┌──

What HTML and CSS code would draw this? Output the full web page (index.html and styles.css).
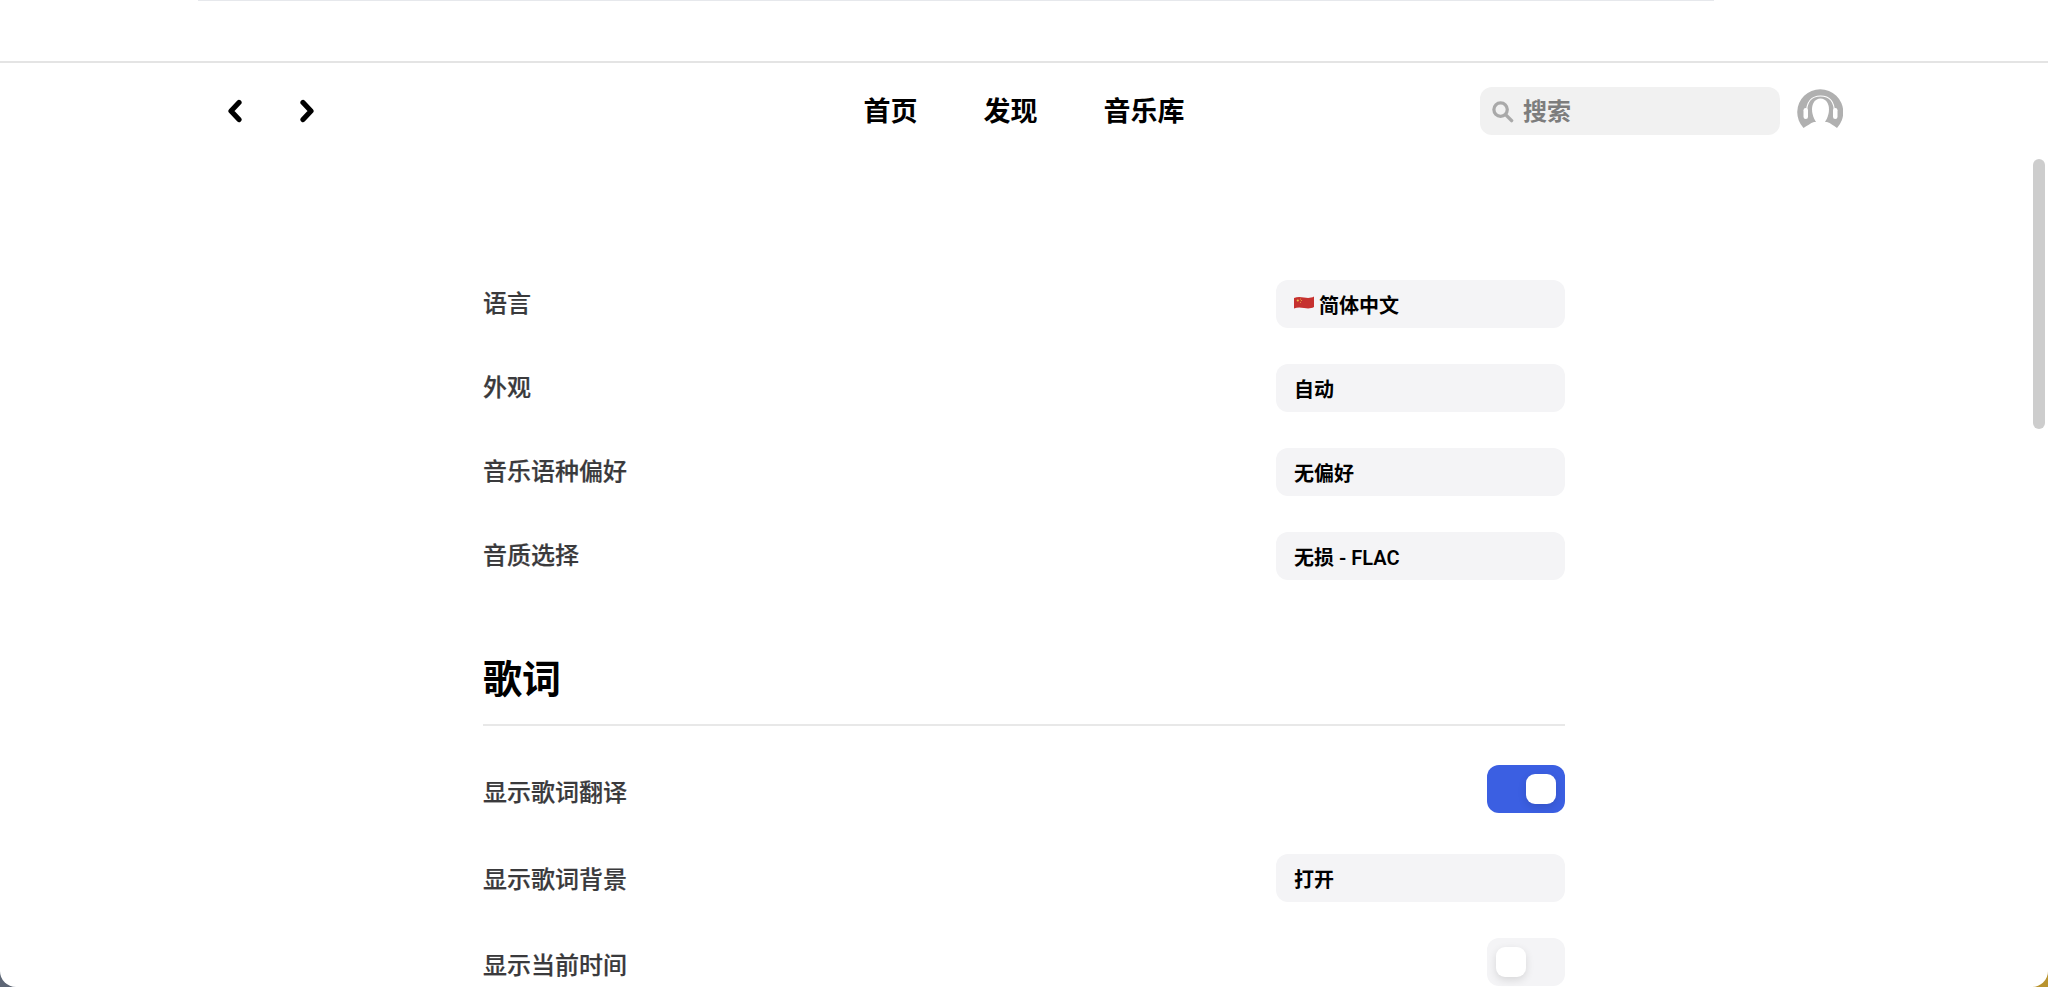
FILE: index.html
```html
<!DOCTYPE html>
<html lang="zh-CN">
<head>
<meta charset="utf-8">
<title>设置</title>
<link rel="stylesheet" href="styles.css">
</head>
<body>
<div class="window">
  <div class="top-strip"><div class="top-rule"></div></div>
  <header class="navbar">
    <div class="nav-arrows">
      <button class="arrow"><svg viewBox="0 0 20 24" width="20" height="24"><path d="M14 3.500 6 12 14 20.500" class="chev"/></svg></button>
      <button class="arrow"><svg viewBox="0 0 20 24" width="20" height="24"><path d="M6 3.500 14 12 6 20.500" class="chev"/></svg></button>
    </div>
    <nav class="nav-links"><a>首页</a><a>发现</a><a>音乐库</a></nav>
    <div class="nav-right">
      <div class="search">
        <svg class="search-icon" viewBox="0 0 24 24" width="23" height="23"><circle cx="10" cy="10" r="7" fill="none" stroke="#a9a9a9" stroke-width="3.400"/><path d="M15.500 15.500 21.500 21.500" stroke="#a9a9a9" stroke-width="3.600" stroke-linecap="round"/></svg>
        <span class="search-text">搜索</span>
      </div>
      <svg class="avatar" viewBox="0 0 46 46" width="46" height="46">
        <path d="M6.500 40A23 23 0 1 1 40 40C37 38 33.500 35 30 34H17C13.500 35 10 38 6.500 40Z" fill="#b0b0b0"/>
        <path d="M9.500 25C9.500 14 14.500 8 23.500 8S37.500 14 37.500 25" fill="none" stroke="#fff" stroke-width="1.200"/>
        <path d="M23.500 10.500C18 10.500 15 15.500 15 21.500 15 27.500 18.500 34.500 21 36 22.500 36.700 24.500 36.700 26 36 28.500 34.500 32 27.500 32 21.500 32 15.500 29 10.500 23.500 10.500Z" fill="#fff"/>
        <rect x="6.500" y="20" width="4.500" height="11" rx="2.250" fill="#fff"/>
        <rect x="36" y="20" width="4.500" height="11" rx="2.250" fill="#fff"/>
      </svg>
    </div>
  </header>
  <main class="settings">
    <div class="row">
      <div class="label">语言</div>
      <div class="select">
        <svg class="flag" viewBox="0 0 20 14" width="20" height="15"><path d="M0 2.600C3 1.200 6 1.200 10 2c4 .8 7 .6 10-1v10.500c-3 1.600-6 1.800-10 1-4-.8-7-.8-10 .6Z" fill="#c6312f"/><circle cx="3.800" cy="5" r="1.100" fill="#eec24a"/><circle cx="6.400" cy="3.400" r=".5" fill="#eec24a"/><circle cx="7.400" cy="5" r=".5" fill="#eec24a"/><circle cx="6.400" cy="6.800" r=".5" fill="#eec24a"/></svg>
        <span>简体中文</span>
      </div>
    </div>
    <div class="row"><div class="label">外观</div><div class="select">自动</div></div>
    <div class="row"><div class="label">音乐语种偏好</div><div class="select">无偏好</div></div>
    <div class="row"><div class="label">音质选择</div><div class="select">无损 - FLAC</div></div>
    <h2 class="section-title">歌词</h2>
    <div class="row toggle-row"><div class="label">显示歌词翻译</div><div class="toggle on"><span class="knob"></span></div></div>
    <div class="row lyric-row"><div class="label">显示歌词背景</div><div class="select">打开</div></div>
    <div class="row toggle-row"><div class="label">显示当前时间</div><div class="toggle"><span class="knob"></span></div></div>
  </main>
  <div class="scroll-thumb"></div>
</div>
</body>
</html>
```
FILE: styles.css
```css
* { box-sizing: border-box; }
html, body { margin: 0; height: 100%; overflow: hidden; }
html { background: linear-gradient(to right, #5d6675 50%, #b9942f 50%); }
body {
  font-family: Roboto, "Noto Sans CJK SC", sans-serif;
  color: #000;
}
.window {
  position: relative;
  height: 987px;
  background: #fff;
  border-radius: 0 0 16px 16px;
  overflow: hidden;
}
.top-strip {
  height: 63px;
  padding: 0 334px 0 198px;
  border-bottom: 2px solid #e4e4e4;
}
.top-rule { height: 1px; background: #e6e8ec; }
.navbar {
  height: 96px;
  padding: 0 205px;
  display: grid;
  grid-template-columns: 1fr auto 1fr;
  align-items: center;
}
.nav-arrows { display: flex; gap: 52px; padding-left: 20px; }
.arrow { border: 0; padding: 0; background: none; width: 20px; height: 24px; }
.chev { fill: none; stroke: #000; stroke-width: 5.200; stroke-linecap: round; stroke-linejoin: round; }
.nav-links { display: flex; gap: 66px; padding-bottom: 4px; font-size: 27px; font-weight: 700; }
.nav-right { display: flex; justify-content: flex-end; align-items: center; gap: 17px; }
.search {
  width: 300px;
  height: 48px;
  background: #f1f1f1;
  border-radius: 12px;
  display: flex;
  align-items: center;
  gap: 9px;
  padding-left: 11px;
  color: #7d7d7d;
  font-size: 24px;
  font-weight: 700;
}
.search-text { padding-bottom: 4px; }
.avatar { display: block; }
.settings {
  width: 1082px;
  margin: 0 auto;
  padding-top: 121px;
}
.row {
  display: flex;
  justify-content: space-between;
  align-items: center;
  height: 48px;
  margin-bottom: 36px;
}
.toggle-row { margin-bottom: 41px; }
.label {
  padding-bottom: 5px;
  font-size: 24px;
  font-weight: 500;
  color: #3a3a3c;
  -webkit-text-stroke: .2px #3a3a3c;
}
.toggle-row .label { padding-bottom: 0; padding-top: 2px; }
.lyric-row .label { padding-bottom: 1px; }
.select {
  width: 289px;
  height: 48px;
  border-radius: 12px;
  background: #f4f4f6;
  padding-left: 18px;
  display: flex;
  align-items: center;
  gap: 5px;
  font-size: 20px;
  font-weight: 600;
}
.flag { display: block; margin-top: -3px; }
.section-title {
  margin: 67px 0 39px;
  height: 79px;
  padding-top: 3px;
  font-size: 39px;
  line-height: 60px;
  font-weight: 700;
  border-bottom: 2px solid #e8e8e8;
}
.toggle {
  width: 78px;
  height: 48px;
  border-radius: 12px;
  background: #f4f4f6;
  padding: 9px;
  display: flex;
}
.toggle.on { background: #3b5fe2; justify-content: flex-end; }
.knob {
  width: 30px;
  height: 30px;
  border-radius: 9px;
  background: #fff;
  box-shadow: 0 3px 8px rgba(0, 0, 0, .12);
}
.scroll-thumb {
  position: absolute;
  top: 159px;
  right: 3px;
  width: 12px;
  height: 270px;
  border-radius: 6px;
  background: #cdcdcd;
}
```
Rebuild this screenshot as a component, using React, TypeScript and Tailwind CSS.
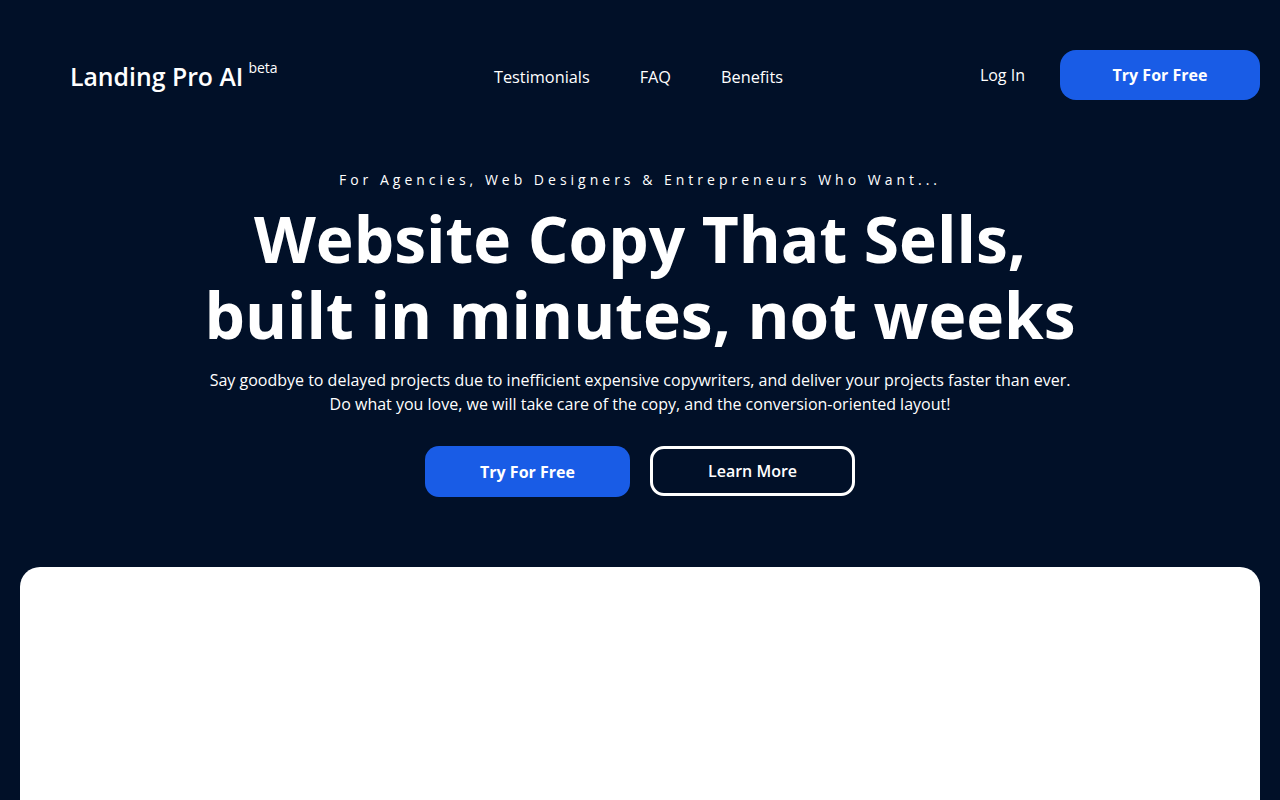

└──

> [Problem statement] Set down the material exactly, every line of it, except for the pictures.

> [Expected answer]
What HTML and CSS code would draw this? Output the full web page (index.html and styles.css).
FILE: index.html
```html
<!DOCTYPE html>
<html lang="zh-CN">
<head>
<meta charset="utf-8">
<title>设置</title>
<link rel="stylesheet" href="styles.css">
</head>
<body>
<div class="window">
  <div class="top-strip"><div class="top-rule"></div></div>
  <header class="navbar">
    <div class="nav-arrows">
      <button class="arrow"><svg viewBox="0 0 20 24" width="20" height="24"><path d="M14 3.500 6 12 14 20.500" class="chev"/></svg></button>
      <button class="arrow"><svg viewBox="0 0 20 24" width="20" height="24"><path d="M6 3.500 14 12 6 20.500" class="chev"/></svg></button>
    </div>
    <nav class="nav-links"><a>首页</a><a>发现</a><a>音乐库</a></nav>
    <div class="nav-right">
      <div class="search">
        <svg class="search-icon" viewBox="0 0 24 24" width="23" height="23"><circle cx="10" cy="10" r="7" fill="none" stroke="#a9a9a9" stroke-width="3.400"/><path d="M15.500 15.500 21.500 21.500" stroke="#a9a9a9" stroke-width="3.600" stroke-linecap="round"/></svg>
        <span class="search-text">搜索</span>
      </div>
      <svg class="avatar" viewBox="0 0 46 46" width="46" height="46">
        <path d="M6.500 40A23 23 0 1 1 40 40C37 38 33.500 35 30 34H17C13.500 35 10 38 6.500 40Z" fill="#b0b0b0"/>
        <path d="M9.500 25C9.500 14 14.500 8 23.500 8S37.500 14 37.500 25" fill="none" stroke="#fff" stroke-width="1.200"/>
        <path d="M23.500 10.500C18 10.500 15 15.500 15 21.500 15 27.500 18.500 34.500 21 36 22.500 36.700 24.500 36.700 26 36 28.500 34.500 32 27.500 32 21.500 32 15.500 29 10.500 23.500 10.500Z" fill="#fff"/>
        <rect x="6.500" y="20" width="4.500" height="11" rx="2.250" fill="#fff"/>
        <rect x="36" y="20" width="4.500" height="11" rx="2.250" fill="#fff"/>
      </svg>
    </div>
  </header>
  <main class="settings">
    <div class="row">
      <div class="label">语言</div>
      <div class="select">
        <svg class="flag" viewBox="0 0 20 14" width="20" height="15"><path d="M0 2.600C3 1.200 6 1.200 10 2c4 .8 7 .6 10-1v10.500c-3 1.600-6 1.800-10 1-4-.8-7-.8-10 .6Z" fill="#c6312f"/><circle cx="3.800" cy="5" r="1.100" fill="#eec24a"/><circle cx="6.400" cy="3.400" r=".5" fill="#eec24a"/><circle cx="7.400" cy="5" r=".5" fill="#eec24a"/><circle cx="6.400" cy="6.800" r=".5" fill="#eec24a"/></svg>
        <span>简体中文</span>
      </div>
    </div>
    <div class="row"><div class="label">外观</div><div class="select">自动</div></div>
    <div class="row"><div class="label">音乐语种偏好</div><div class="select">无偏好</div></div>
    <div class="row"><div class="label">音质选择</div><div class="select">无损 - FLAC</div></div>
    <h2 class="section-title">歌词</h2>
    <div class="row toggle-row"><div class="label">显示歌词翻译</div><div class="toggle on"><span class="knob"></span></div></div>
    <div class="row lyric-row"><div class="label">显示歌词背景</div><div class="select">打开</div></div>
    <div class="row toggle-row"><div class="label">显示当前时间</div><div class="toggle"><span class="knob"></span></div></div>
  </main>
  <div class="scroll-thumb"></div>
</div>
</body>
</html>
```
FILE: styles.css
```css
* { box-sizing: border-box; }
html, body { margin: 0; height: 100%; overflow: hidden; }
html { background: linear-gradient(to right, #5d6675 50%, #b9942f 50%); }
body {
  font-family: Roboto, "Noto Sans CJK SC", sans-serif;
  color: #000;
}
.window {
  position: relative;
  height: 987px;
  background: #fff;
  border-radius: 0 0 16px 16px;
  overflow: hidden;
}
.top-strip {
  height: 63px;
  padding: 0 334px 0 198px;
  border-bottom: 2px solid #e4e4e4;
}
.top-rule { height: 1px; background: #e6e8ec; }
.navbar {
  height: 96px;
  padding: 0 205px;
  display: grid;
  grid-template-columns: 1fr auto 1fr;
  align-items: center;
}
.nav-arrows { display: flex; gap: 52px; padding-left: 20px; }
.arrow { border: 0; padding: 0; background: none; width: 20px; height: 24px; }
.chev { fill: none; stroke: #000; stroke-width: 5.200; stroke-linecap: round; stroke-linejoin: round; }
.nav-links { display: flex; gap: 66px; padding-bottom: 4px; font-size: 27px; font-weight: 700; }
.nav-right { display: flex; justify-content: flex-end; align-items: center; gap: 17px; }
.search {
  width: 300px;
  height: 48px;
  background: #f1f1f1;
  border-radius: 12px;
  display: flex;
  align-items: center;
  gap: 9px;
  padding-left: 11px;
  color: #7d7d7d;
  font-size: 24px;
  font-weight: 700;
}
.search-text { padding-bottom: 4px; }
.avatar { display: block; }
.settings {
  width: 1082px;
  margin: 0 auto;
  padding-top: 121px;
}
.row {
  display: flex;
  justify-content: space-between;
  align-items: center;
  height: 48px;
  margin-bottom: 36px;
}
.toggle-row { margin-bottom: 41px; }
.label {
  padding-bottom: 5px;
  font-size: 24px;
  font-weight: 500;
  color: #3a3a3c;
  -webkit-text-stroke: .2px #3a3a3c;
}
.toggle-row .label { padding-bottom: 0; padding-top: 2px; }
.lyric-row .label { padding-bottom: 1px; }
.select {
  width: 289px;
  height: 48px;
  border-radius: 12px;
  background: #f4f4f6;
  padding-left: 18px;
  display: flex;
  align-items: center;
  gap: 5px;
  font-size: 20px;
  font-weight: 600;
}
.flag { display: block; margin-top: -3px; }
.section-title {
  margin: 67px 0 39px;
  height: 79px;
  padding-top: 3px;
  font-size: 39px;
  line-height: 60px;
  font-weight: 700;
  border-bottom: 2px solid #e8e8e8;
}
.toggle {
  width: 78px;
  height: 48px;
  border-radius: 12px;
  background: #f4f4f6;
  padding: 9px;
  display: flex;
}
.toggle.on { background: #3b5fe2; justify-content: flex-end; }
.knob {
  width: 30px;
  height: 30px;
  border-radius: 9px;
  background: #fff;
  box-shadow: 0 3px 8px rgba(0, 0, 0, .12);
}
.scroll-thumb {
  position: absolute;
  top: 159px;
  right: 3px;
  width: 12px;
  height: 270px;
  border-radius: 6px;
  background: #cdcdcd;
}
```
Rebuild this screenshot as a component, using React, TypeScript and Tailwind CSS.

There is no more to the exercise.